さてと、ドグラ・マグラは非常に有名なので、読んだことがある人も非常に多い。感想文も論評も多い。色々な受け取り方を皆がしている。自分もその一人である。本は、内容を作成した著者が最も重要なファクターである。疑う余地はない。だがしかし、装丁、絵、自体、字と字の空間、解説、読者の感想。それら全てによって、今のドグラ・マグラは存在している。特にネット社会のこのご時世。まとめサイトやらブログやらで他人の意見が先に入ることも多く、それらがドグラ・マグラとはなんであるかを規定することが多い。意見の不一致は、そういった情報源の差異を一因としている。もっと深くいうと、どういった状況で誰が読むか。それにより感想も異なる。高校生の時に読む本と、今読む本は内容が異なるのは、背景知識と心理の違いである。

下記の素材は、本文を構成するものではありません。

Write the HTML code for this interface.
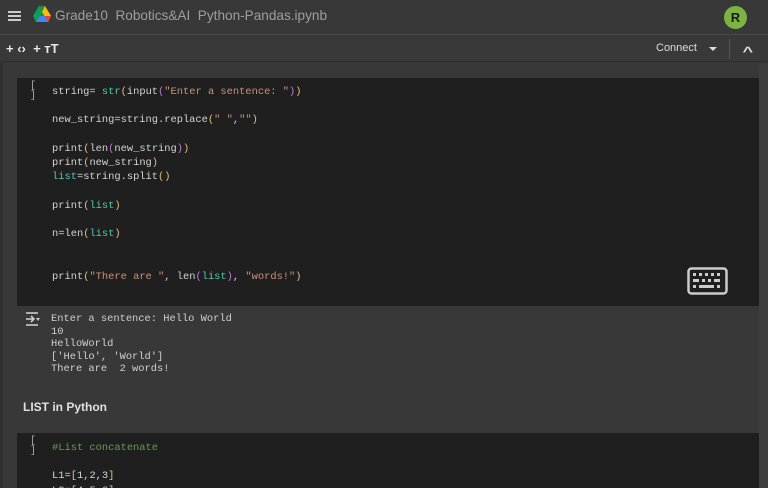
<!DOCTYPE html>
<html><head><style>
*{margin:0;padding:0;box-sizing:border-box}
html,body{width:768px;height:488px;overflow:hidden}
body{background:#383838;font-family:"Liberation Sans",sans-serif;position:relative}
.top{position:absolute;left:0;top:0;width:768px;height:35px;background:#383838;border-bottom:1px solid #4a4a4a}
.tb{position:absolute;left:0;top:36px;width:768px;height:26px;background:#393939;border-bottom:1px solid #2e2e2e}
.main{position:absolute;left:0;top:63px;width:759px;height:425px;background:#383838;border-left:3px solid #2f2f2f}
.sb{position:absolute;left:759px;top:63px;width:9px;height:425px;background:#3e3e3e}
.cell{position:absolute;left:17px;width:742px;background:#1f1f1f}
.code{position:absolute;left:52px;font-family:"Liberation Mono",monospace;font-size:10.4px;line-height:14.2px;color:#d4d4d4;white-space:pre}
.out{position:absolute;left:51px;top:313px;font-family:"Liberation Mono",monospace;font-size:10.4px;line-height:12.6px;color:#d0d0d0;white-space:pre}
.y{color:#e5c07b}.m{color:#c678dd}.t{color:#4ec9b0}.s{color:#ce9178}.g{color:#6a9955}
.br{position:absolute;left:30px;font-family:"Liberation Mono",monospace;font-size:10px;color:#aaa;line-height:10px}
</style></head><body>
<div class="top">
 <div style="position:absolute;left:8px;top:11px;width:13px;height:2px;background:#ccc;box-shadow:0 4px 0 #ccc,0 8px 0 #ccc"></div>
 <svg style="position:absolute;left:33px;top:6px" width="18" height="16" viewBox="0 0 18 16"><polygon points="6,0 12,0 18,10 15,16 3,16 0,10" fill="#1e8e3e"/><polygon points="12,0 18,10 15,16 9,6" fill="#fbbc04"/><polygon points="3,16 15,16 18,10 6,10" fill="#4285f4"/><polygon points="6,0 9,6 3,16 0,10" fill="#0f9d58"/><polygon points="15,16 18,10 12,10" fill="#ea4335"/></svg>
 <div style="position:absolute;left:55px;top:8px;font-size:13.6px;color:#9e9e9e;white-space:pre">Grade10  Robotics&amp;AI  Python-Pandas.ipynb</div>
 <div style="position:absolute;left:724px;top:6px;width:23px;height:23px;border-radius:50%;background:#7cb342;color:#1a1a1a;font-weight:bold;font-size:13px;text-align:center;line-height:23px">R</div>
</div>
<div class="tb">
 <div style="position:absolute;left:6px;top:5px;font-size:13px;color:#e8e8e8;font-weight:bold;white-space:pre">+ ‹›  + ᴛT</div>
 <div style="position:absolute;left:656px;top:6px;font-size:11px;color:#ddd">Connect</div>
 <div style="position:absolute;left:709px;top:11px;border-left:4px solid transparent;border-right:4px solid transparent;border-top:4px solid #ddd"></div>
 <div style="position:absolute;left:729px;top:3px;width:1px;height:20px;background:#555"></div>
 <div style="position:absolute;left:744px;top:8px;font-size:13px;color:#ddd;font-weight:bold;transform:scaleX(1.4)">^</div>
</div>
<div class="main"></div>
<div class="sb"></div>
<div class="cell" style="top:78px;height:228px"></div>
<div class="br" style="top:82px">[<br>]</div>
<div class="code" style="top:85px">string= <span class="t">str</span><span class="y">(</span>input<span class="m">(</span><span class="s">"Enter a sentence: "</span><span class="m">)</span><span class="y">)</span>

new_string=string.replace<span class="y">(</span><span class="s">" "</span>,<span class="s">""</span><span class="y">)</span>

print<span class="y">(</span>len<span class="m">(</span>new_string<span class="m">)</span><span class="y">)</span>
print<span class="y">(</span>new_string<span class="y">)</span>
<span class="t">list</span>=string.split<span class="y">()</span>

print<span class="y">(</span><span class="t">list</span><span class="y">)</span>

n=len<span class="y">(</span><span class="t">list</span><span class="y">)</span>


print<span class="y">(</span><span class="s">"There are "</span>, len<span class="m">(</span><span class="t">list</span><span class="m">)</span>, <span class="s">"words!"</span><span class="y">)</span></div>
<svg style="position:absolute;left:687px;top:267px" width="41" height="28" viewBox="0 0 41 28"><rect x="1.5" y="1.5" width="38" height="25" rx="3" fill="none" stroke="#ccc" stroke-width="2.5"/><g fill="#ccc"><rect x="6" y="6" width="3" height="3"/><rect x="12" y="6" width="3" height="3"/><rect x="18" y="6" width="3" height="3"/><rect x="24" y="6" width="3" height="3"/><rect x="30" y="6" width="3" height="3"/><rect x="6" y="12" width="6" height="3"/><rect x="15" y="12" width="3" height="3"/><rect x="21" y="12" width="3" height="3"/><rect x="27" y="12" width="6" height="3"/><rect x="6" y="18" width="3" height="3"/><rect x="12" y="18" width="15" height="3"/><rect x="30" y="18" width="3" height="3"/></g></svg>
<svg style="position:absolute;left:25px;top:312px" width="16" height="14" viewBox="0 0 16 14"><g stroke="#ccc" stroke-width="1.6" fill="none"><line x1="1" y1="1" x2="13" y2="1"/><line x1="1" y1="13" x2="13" y2="13"/><line x1="1" y1="7" x2="9" y2="7"/><polyline points="6,4 9,7 6,10"/></g><polygon points="11,6 15,6 13,9" fill="#ccc"/></svg>
<div class="out">Enter a sentence: Hello World
10
HelloWorld
['Hello', 'World']
There are  2 words!</div>
<div style="position:absolute;left:23px;top:400px;font-size:12px;font-weight:bold;color:#e0e0e0">LIST in Python</div>
<div class="cell" style="top:433px;height:55px"></div>
<div class="br" style="top:437px">[<br>]</div>
<div class="code" style="top:441px"><span class="g">#List concatenate</span>

L1=<span class="y">[</span>1,2,3<span class="y">]</span>
L2=<span class="y">[</span>4,5,6<span class="y">]</span></div>
</body></html>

あー、これは、絵画も同様である。好きな絵画というものは真には存在しない。もしも存在しているとしたら、それは知っている絵画の数が少ないか、同質の感情しか持ち合わせていないかである。後者の可能性は0なので、ある種の感情を持っている時しか絵画を想わないからということが答えになるように思う。絵画を考えた時には常に幸せな穏やかな時である、とすれば、フラゴナールやブーシェが好きかもしれない。なので、僕自身、ドグラ・マグラを読んだ後で、このエロチシズムで怪奇的な表紙を見ていると、シーレの絵を思うし、線のタッチはなんとなくビアズリーのように見えるしで、シーレの絵を考えるけども、同時に嫌悪感があって、むしろ可愛らしいスルバランやムリーニョのマリアを考えたりもする。
愛に飢えるか、愛は充足しているか。心は満たされているか。こういった自分の心的状態を察知するのに絵は都合がいいし、文章も同じ。もちろん、人と話すことでも簡単に自己評価ができることがある。
 
そろそろ、本題の心理遺伝だが、やはり、心理遺伝というテーマに自分としては無理がある。性質は遺伝しうる。Mental retardationに関与している遺伝子はすでに報告されているし、寛容、怒りっぽさ、思慮の欠如など、環境要因も大いに影響しているだろうが、遺伝的要因がないとは言わない。前頭葉だけに限局したタンパク質が存在していいだろうし、脳の構成因子であるニューロンやグリアの細分化はまだできていないけども、ある種の層構造などからは、位置情報含めなんらかの細胞群ごとの差異があってもおかしくない。それは、遺伝子によって型作られているので、あー、というと、遺伝子というのは便利な言葉で、環境要因ですら、本当は遺伝的要因というべきかもしれない。例えば、喫煙。これですら、喫煙に対する感受性の亢進か低下かどちらでも良いが、なんらかの違いがあるから、喫煙する人としない人ができるという結果でもいい。元々人間には嫌われやすい匂いがあるとしても、それを常に嗅ぐという行為によって、馴化が生じ、つまりは馴化もある種のタンパクの発現で嫌悪感を現象しているだけかもしれない。長期抑制が起こるという理論でもいい。伝わりが悪くなれば、馴化しそうである。そして、それをしているのはタンパク質であり、紛れもなく発端は遺伝子である。ということで、環境要因ですらもおおもとは遺伝子ですと言い出すと、なんでもありになるので、あるところからは遺伝子とは言わないということもできる。なかなかこれは難しい。
性質は遺伝する。それが狭義の環境要因ではないというにはどうすればいいか。本人へのアンケートではバイアスが多い。行動による評価は環境や教育が大いに影響する。孤児で評価するのが良さそうに思うけど、それも結局環境要因になりそうな・・・。答えが出ないので、心理遺伝にあえて異は言わない。でも、行動が同じになるというのはどうだろう。同じように妻を殺す、こんなことができるのかしら。ドグラ・マグラを読んでもここが理解できない。